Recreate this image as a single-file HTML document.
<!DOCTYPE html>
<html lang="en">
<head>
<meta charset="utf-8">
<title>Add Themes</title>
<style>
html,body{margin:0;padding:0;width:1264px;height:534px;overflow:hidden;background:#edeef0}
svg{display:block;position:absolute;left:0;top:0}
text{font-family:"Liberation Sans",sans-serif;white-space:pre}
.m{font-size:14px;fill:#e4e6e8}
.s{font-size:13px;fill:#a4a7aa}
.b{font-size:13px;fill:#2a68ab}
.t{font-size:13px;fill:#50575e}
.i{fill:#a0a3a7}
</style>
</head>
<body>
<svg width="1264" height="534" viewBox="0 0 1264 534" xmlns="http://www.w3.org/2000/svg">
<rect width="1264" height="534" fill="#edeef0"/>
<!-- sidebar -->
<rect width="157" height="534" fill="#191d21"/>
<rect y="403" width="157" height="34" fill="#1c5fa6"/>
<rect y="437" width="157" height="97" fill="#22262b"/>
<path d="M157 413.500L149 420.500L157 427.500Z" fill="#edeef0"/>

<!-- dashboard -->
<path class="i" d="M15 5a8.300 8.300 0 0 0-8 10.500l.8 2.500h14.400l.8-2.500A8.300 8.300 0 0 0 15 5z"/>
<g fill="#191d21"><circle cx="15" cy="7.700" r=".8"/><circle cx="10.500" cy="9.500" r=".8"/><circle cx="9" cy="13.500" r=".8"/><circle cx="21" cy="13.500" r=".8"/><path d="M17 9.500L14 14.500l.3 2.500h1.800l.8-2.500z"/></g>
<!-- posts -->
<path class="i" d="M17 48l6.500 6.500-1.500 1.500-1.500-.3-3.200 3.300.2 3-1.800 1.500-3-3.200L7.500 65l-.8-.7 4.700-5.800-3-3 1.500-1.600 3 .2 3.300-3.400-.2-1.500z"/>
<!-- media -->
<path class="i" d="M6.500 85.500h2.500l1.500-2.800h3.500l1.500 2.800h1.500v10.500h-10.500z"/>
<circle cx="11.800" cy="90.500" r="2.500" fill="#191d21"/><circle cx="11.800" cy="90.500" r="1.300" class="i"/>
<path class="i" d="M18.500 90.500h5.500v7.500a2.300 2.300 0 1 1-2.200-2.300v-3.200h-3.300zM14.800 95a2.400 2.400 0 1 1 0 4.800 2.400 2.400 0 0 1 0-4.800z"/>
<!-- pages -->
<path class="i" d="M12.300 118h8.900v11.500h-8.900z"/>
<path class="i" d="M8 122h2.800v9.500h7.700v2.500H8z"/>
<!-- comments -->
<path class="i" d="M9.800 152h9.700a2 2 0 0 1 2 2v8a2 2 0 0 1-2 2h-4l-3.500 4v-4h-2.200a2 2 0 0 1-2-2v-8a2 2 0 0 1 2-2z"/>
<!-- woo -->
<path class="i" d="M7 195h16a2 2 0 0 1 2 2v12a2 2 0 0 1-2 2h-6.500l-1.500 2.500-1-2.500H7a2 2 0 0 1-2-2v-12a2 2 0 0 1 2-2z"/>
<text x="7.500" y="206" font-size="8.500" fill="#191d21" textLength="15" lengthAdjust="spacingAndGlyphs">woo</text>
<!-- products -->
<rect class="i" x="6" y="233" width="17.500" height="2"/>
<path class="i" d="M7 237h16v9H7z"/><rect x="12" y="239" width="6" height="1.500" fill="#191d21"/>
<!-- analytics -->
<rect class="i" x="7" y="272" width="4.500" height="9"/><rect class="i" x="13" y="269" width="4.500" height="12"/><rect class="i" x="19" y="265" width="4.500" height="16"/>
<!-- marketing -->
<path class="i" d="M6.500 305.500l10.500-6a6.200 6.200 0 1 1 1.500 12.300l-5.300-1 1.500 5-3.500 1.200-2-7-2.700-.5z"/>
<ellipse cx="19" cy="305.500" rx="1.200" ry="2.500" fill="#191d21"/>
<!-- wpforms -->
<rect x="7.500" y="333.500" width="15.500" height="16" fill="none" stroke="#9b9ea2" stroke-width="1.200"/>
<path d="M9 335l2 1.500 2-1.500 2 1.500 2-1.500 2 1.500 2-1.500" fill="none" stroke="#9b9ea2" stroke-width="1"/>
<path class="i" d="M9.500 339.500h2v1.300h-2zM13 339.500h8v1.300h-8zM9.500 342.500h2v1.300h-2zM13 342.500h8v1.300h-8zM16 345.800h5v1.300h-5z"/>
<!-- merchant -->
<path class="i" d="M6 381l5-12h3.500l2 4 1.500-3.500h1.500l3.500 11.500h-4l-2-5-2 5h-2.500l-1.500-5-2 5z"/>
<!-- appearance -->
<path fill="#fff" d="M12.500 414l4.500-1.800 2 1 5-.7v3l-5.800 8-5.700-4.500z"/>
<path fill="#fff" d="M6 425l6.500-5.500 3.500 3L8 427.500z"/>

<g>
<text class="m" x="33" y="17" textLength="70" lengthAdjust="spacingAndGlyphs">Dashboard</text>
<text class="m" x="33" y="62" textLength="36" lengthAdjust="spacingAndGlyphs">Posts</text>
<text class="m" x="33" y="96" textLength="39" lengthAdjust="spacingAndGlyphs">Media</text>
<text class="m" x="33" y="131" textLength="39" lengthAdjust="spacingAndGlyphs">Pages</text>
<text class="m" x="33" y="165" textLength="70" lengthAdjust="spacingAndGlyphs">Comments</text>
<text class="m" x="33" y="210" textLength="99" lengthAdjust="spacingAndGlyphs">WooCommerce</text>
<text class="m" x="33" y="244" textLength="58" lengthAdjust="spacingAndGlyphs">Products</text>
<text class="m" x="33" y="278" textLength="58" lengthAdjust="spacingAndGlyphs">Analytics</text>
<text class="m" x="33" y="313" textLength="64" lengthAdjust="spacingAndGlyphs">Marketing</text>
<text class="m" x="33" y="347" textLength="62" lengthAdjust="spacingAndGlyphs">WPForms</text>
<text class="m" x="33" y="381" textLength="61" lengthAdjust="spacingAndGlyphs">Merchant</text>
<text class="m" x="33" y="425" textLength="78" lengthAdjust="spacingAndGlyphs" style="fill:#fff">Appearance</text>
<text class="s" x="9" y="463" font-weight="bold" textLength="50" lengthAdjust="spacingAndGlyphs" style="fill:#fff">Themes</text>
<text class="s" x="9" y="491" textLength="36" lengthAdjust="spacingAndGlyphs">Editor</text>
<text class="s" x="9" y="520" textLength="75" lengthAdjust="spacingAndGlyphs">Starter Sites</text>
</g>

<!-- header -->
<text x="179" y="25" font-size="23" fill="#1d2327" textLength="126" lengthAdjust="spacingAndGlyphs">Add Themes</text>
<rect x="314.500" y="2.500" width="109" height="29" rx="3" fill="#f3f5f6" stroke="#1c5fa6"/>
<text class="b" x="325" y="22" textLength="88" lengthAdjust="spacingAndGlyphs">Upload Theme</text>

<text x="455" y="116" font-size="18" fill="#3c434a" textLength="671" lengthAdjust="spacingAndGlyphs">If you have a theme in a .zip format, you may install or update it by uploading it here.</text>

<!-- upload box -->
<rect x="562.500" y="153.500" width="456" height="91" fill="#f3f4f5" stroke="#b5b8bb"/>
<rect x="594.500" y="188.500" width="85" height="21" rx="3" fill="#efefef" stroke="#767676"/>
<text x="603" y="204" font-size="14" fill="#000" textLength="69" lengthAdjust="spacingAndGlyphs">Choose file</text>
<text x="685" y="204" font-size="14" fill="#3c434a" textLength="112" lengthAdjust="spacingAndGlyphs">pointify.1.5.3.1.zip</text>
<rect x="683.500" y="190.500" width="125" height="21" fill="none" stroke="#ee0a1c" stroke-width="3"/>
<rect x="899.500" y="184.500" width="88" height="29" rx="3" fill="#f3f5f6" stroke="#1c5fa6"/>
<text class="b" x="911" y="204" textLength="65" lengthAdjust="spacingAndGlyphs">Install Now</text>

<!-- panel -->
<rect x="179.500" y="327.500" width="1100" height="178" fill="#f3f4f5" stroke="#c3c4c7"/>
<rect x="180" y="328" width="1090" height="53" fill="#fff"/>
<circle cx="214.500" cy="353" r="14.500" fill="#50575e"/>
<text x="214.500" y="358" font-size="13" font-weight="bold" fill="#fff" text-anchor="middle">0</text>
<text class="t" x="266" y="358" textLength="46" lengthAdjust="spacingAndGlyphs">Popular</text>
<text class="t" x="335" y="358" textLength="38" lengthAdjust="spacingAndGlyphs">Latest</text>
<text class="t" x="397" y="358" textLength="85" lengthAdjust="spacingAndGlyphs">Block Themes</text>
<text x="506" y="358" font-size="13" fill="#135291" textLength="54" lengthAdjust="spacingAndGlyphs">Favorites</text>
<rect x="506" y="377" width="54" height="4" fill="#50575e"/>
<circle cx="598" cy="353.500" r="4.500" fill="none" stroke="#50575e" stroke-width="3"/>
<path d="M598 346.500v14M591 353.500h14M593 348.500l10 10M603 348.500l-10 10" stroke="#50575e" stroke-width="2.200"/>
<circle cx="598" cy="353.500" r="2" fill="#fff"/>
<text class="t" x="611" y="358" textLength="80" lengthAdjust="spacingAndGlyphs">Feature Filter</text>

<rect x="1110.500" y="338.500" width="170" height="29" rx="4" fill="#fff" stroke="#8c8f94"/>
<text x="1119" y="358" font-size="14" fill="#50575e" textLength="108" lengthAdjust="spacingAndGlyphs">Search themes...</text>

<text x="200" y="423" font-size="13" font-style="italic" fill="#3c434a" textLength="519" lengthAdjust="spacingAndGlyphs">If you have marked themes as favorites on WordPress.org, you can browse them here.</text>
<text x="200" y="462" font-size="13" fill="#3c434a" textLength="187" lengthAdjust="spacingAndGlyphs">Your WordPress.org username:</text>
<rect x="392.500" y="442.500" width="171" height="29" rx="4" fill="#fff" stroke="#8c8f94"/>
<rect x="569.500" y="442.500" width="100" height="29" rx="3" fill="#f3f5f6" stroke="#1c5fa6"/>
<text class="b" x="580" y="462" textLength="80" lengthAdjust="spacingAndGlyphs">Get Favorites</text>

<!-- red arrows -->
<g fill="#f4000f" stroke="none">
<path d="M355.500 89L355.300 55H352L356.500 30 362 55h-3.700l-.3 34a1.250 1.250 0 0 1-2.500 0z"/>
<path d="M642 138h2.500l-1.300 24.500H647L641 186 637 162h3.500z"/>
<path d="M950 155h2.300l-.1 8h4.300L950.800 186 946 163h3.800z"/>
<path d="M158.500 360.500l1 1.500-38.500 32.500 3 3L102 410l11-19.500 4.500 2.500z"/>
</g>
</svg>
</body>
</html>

● ● ● ● ●

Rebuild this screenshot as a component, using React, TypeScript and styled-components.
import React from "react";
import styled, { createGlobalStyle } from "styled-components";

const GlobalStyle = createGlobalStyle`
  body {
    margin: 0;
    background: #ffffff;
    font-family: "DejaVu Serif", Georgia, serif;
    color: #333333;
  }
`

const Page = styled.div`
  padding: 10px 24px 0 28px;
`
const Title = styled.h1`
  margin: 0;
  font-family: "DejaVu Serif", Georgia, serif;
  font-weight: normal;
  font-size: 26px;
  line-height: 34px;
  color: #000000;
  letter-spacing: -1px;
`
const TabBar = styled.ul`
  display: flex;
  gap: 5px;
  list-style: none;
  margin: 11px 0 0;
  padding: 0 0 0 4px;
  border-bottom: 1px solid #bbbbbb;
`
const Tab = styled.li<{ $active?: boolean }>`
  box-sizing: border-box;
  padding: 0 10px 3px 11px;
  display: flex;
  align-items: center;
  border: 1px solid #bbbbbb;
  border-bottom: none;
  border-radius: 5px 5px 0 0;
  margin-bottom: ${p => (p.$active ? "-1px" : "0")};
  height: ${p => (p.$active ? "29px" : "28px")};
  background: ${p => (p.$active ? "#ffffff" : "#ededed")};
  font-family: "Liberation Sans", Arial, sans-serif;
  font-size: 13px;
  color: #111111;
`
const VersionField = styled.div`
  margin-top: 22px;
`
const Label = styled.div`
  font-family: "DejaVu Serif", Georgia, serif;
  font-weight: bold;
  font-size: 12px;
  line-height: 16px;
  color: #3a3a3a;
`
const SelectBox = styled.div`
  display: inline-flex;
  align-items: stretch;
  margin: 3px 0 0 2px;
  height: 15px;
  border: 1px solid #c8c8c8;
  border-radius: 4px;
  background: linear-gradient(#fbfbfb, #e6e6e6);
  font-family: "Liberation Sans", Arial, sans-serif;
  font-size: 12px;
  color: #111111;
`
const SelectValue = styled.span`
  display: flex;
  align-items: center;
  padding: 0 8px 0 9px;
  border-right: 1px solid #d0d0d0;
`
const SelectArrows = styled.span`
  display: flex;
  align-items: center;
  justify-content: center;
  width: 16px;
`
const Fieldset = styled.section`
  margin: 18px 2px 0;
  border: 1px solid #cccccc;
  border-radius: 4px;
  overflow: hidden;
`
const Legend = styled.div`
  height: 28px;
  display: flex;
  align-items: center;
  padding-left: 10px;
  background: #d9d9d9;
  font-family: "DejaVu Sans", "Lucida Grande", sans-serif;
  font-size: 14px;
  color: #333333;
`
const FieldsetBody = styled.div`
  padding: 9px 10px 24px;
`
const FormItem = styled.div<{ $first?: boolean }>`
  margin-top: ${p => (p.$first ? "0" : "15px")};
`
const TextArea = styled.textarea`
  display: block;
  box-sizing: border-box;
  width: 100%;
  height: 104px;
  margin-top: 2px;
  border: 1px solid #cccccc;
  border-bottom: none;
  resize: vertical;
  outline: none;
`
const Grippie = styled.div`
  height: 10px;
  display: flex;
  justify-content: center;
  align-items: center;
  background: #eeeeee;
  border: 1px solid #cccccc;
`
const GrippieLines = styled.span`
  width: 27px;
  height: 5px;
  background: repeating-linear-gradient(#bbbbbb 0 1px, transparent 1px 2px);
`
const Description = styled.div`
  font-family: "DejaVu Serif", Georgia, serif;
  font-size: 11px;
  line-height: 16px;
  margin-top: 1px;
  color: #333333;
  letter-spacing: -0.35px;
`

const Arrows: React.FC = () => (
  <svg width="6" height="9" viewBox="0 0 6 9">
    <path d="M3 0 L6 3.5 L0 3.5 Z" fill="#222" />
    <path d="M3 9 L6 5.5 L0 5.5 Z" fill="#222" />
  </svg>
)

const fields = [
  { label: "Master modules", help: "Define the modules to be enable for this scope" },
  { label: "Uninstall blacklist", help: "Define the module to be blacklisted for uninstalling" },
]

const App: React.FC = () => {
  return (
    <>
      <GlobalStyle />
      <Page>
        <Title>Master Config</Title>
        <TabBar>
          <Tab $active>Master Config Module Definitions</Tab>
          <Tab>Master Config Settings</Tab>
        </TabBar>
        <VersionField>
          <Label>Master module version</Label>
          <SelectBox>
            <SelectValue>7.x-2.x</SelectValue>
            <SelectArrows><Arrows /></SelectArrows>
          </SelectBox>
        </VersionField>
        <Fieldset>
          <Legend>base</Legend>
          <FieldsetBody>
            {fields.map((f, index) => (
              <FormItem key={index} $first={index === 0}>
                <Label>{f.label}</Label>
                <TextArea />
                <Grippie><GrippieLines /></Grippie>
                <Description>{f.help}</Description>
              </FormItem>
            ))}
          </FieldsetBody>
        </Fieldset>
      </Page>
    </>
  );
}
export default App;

● ● ● ● ●

_TASK STATEMENT:_ Using the listing above, locate the lines that hold "components" and copy each one.

_FINAL ANSWER:_
Rebuild this screenshot as a component, using React, TypeScript and styled-components.
import styled, { createGlobalStyle } from "styled-components";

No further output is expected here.